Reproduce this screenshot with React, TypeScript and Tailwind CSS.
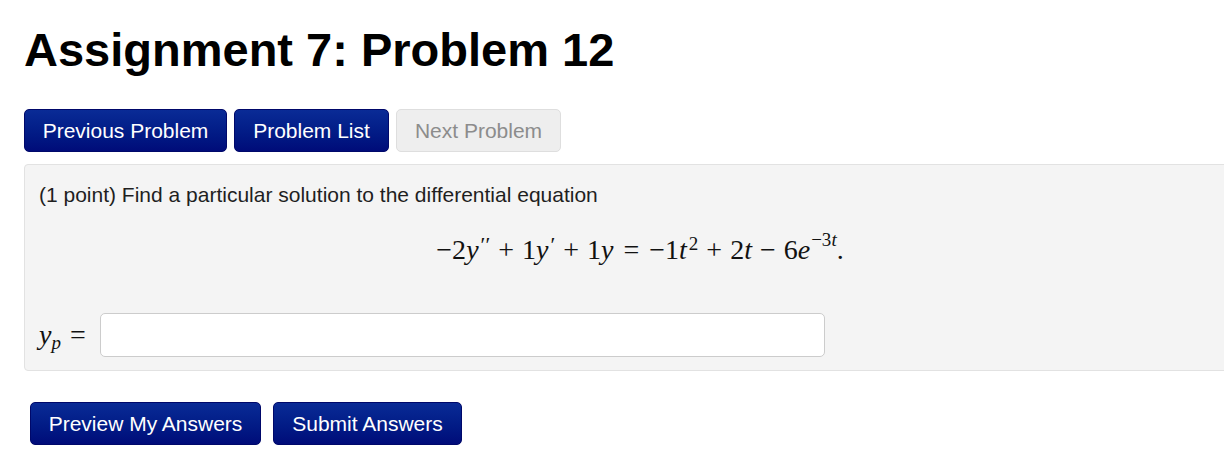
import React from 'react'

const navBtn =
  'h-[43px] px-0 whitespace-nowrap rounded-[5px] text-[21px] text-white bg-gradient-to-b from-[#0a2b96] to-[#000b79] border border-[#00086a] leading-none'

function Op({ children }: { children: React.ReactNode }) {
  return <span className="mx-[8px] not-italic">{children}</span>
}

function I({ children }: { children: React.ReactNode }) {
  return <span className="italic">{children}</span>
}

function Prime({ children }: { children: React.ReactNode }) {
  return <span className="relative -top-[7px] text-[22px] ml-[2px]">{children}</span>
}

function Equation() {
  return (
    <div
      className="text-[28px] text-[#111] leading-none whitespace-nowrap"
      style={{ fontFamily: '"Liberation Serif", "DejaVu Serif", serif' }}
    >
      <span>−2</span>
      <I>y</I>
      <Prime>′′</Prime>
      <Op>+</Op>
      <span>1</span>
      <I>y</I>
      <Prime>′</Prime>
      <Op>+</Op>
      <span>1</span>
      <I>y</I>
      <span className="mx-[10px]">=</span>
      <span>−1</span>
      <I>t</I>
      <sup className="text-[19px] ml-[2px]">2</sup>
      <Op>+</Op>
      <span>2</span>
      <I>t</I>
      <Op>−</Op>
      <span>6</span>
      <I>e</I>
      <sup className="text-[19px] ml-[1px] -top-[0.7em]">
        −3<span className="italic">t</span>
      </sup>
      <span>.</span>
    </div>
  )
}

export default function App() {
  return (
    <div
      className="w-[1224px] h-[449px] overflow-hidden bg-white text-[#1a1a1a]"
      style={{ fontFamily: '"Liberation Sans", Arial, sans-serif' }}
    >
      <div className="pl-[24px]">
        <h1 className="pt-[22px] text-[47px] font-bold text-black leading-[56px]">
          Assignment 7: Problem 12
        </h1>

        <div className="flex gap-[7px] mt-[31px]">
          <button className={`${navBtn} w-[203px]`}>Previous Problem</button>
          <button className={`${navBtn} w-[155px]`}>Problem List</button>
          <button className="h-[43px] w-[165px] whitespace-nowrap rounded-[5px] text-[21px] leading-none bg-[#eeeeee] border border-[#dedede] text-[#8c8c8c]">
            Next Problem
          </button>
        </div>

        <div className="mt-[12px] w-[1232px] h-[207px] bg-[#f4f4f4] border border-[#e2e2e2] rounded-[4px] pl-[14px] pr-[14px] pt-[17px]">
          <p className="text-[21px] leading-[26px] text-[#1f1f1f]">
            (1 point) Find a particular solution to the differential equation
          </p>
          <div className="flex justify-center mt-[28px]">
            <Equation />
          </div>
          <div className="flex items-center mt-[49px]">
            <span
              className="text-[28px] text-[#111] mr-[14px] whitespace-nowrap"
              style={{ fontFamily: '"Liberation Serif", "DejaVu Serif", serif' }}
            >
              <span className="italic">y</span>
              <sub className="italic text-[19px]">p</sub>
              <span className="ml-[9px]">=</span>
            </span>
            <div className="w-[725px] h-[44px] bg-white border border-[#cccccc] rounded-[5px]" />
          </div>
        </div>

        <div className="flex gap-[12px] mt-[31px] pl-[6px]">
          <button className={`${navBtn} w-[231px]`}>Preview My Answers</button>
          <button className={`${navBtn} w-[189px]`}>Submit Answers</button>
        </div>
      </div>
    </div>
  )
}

____

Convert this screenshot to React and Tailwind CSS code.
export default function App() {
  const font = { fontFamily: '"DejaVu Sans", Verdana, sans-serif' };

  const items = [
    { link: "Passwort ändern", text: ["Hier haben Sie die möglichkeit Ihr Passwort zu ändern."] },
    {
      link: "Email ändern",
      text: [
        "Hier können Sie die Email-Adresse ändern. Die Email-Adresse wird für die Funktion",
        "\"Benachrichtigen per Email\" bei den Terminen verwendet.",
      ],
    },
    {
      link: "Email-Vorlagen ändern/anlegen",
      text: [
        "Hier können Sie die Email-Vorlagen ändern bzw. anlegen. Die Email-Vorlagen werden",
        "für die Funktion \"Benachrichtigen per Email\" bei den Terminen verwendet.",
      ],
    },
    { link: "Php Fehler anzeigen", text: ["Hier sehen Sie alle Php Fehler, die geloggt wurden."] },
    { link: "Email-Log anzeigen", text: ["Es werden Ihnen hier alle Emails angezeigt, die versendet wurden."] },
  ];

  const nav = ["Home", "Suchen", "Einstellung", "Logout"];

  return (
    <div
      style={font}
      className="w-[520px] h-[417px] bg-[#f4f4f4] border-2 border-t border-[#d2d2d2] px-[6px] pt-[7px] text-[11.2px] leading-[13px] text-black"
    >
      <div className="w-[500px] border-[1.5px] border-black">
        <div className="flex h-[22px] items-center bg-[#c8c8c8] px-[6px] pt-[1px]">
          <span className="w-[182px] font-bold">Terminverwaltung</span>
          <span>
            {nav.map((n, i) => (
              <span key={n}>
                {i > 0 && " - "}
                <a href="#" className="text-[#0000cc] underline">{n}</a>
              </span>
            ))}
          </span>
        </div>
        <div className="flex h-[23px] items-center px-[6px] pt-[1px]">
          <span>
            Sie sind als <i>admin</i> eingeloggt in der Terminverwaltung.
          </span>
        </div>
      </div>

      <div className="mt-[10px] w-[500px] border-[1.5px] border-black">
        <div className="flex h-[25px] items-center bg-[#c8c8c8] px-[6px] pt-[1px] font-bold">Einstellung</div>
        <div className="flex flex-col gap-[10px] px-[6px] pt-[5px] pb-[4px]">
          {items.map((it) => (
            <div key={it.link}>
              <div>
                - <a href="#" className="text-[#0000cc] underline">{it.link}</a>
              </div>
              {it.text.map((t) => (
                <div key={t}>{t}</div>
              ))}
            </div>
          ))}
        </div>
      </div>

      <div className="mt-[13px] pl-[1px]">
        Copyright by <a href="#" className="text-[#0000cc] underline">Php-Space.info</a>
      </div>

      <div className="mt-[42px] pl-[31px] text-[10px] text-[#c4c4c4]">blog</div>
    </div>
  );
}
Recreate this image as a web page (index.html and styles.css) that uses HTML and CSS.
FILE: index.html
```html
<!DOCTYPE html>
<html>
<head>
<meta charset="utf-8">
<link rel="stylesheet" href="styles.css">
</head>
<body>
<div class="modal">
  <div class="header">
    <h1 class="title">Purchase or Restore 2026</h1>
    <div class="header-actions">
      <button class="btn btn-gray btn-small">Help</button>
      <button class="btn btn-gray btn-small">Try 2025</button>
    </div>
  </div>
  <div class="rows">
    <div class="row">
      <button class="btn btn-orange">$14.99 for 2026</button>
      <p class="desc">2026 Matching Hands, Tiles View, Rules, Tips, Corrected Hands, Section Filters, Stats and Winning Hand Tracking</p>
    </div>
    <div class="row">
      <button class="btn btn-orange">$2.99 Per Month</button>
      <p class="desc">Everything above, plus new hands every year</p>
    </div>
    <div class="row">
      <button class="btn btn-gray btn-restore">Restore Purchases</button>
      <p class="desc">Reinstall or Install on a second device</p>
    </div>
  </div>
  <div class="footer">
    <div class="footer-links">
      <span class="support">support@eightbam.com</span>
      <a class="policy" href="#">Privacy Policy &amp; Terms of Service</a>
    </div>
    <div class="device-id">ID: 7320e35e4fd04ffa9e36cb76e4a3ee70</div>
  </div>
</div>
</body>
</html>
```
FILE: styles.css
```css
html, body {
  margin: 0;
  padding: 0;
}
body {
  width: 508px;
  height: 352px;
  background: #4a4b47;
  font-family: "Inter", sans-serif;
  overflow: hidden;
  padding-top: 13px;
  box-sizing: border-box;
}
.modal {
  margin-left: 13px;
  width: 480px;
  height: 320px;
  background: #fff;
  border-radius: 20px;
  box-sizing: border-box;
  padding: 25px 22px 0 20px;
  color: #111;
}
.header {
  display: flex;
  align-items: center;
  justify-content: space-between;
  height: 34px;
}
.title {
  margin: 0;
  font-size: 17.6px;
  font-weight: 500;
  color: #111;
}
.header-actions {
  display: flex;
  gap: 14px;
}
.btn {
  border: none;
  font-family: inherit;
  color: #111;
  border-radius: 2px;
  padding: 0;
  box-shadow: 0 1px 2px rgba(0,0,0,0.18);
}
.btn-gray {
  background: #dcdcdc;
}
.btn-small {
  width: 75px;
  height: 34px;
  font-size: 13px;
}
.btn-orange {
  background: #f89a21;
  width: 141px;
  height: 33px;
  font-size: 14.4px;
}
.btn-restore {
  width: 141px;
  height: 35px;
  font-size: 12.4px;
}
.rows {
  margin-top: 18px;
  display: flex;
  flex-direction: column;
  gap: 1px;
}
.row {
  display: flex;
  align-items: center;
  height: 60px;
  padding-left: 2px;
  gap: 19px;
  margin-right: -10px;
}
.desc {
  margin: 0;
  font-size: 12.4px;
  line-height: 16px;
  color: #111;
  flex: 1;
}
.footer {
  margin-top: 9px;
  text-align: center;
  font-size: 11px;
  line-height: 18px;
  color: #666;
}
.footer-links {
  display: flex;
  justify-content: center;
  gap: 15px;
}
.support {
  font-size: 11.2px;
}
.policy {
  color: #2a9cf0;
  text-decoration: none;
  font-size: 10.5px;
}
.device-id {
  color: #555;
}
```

____

▶ **EXERCISE DESCRIPTION**:
Track down every line with the word "index" and copy it.

▶ **TASK RESULT**:
Recreate this image as a web page (index.html and styles.css) that uses HTML and CSS.
FILE: index.html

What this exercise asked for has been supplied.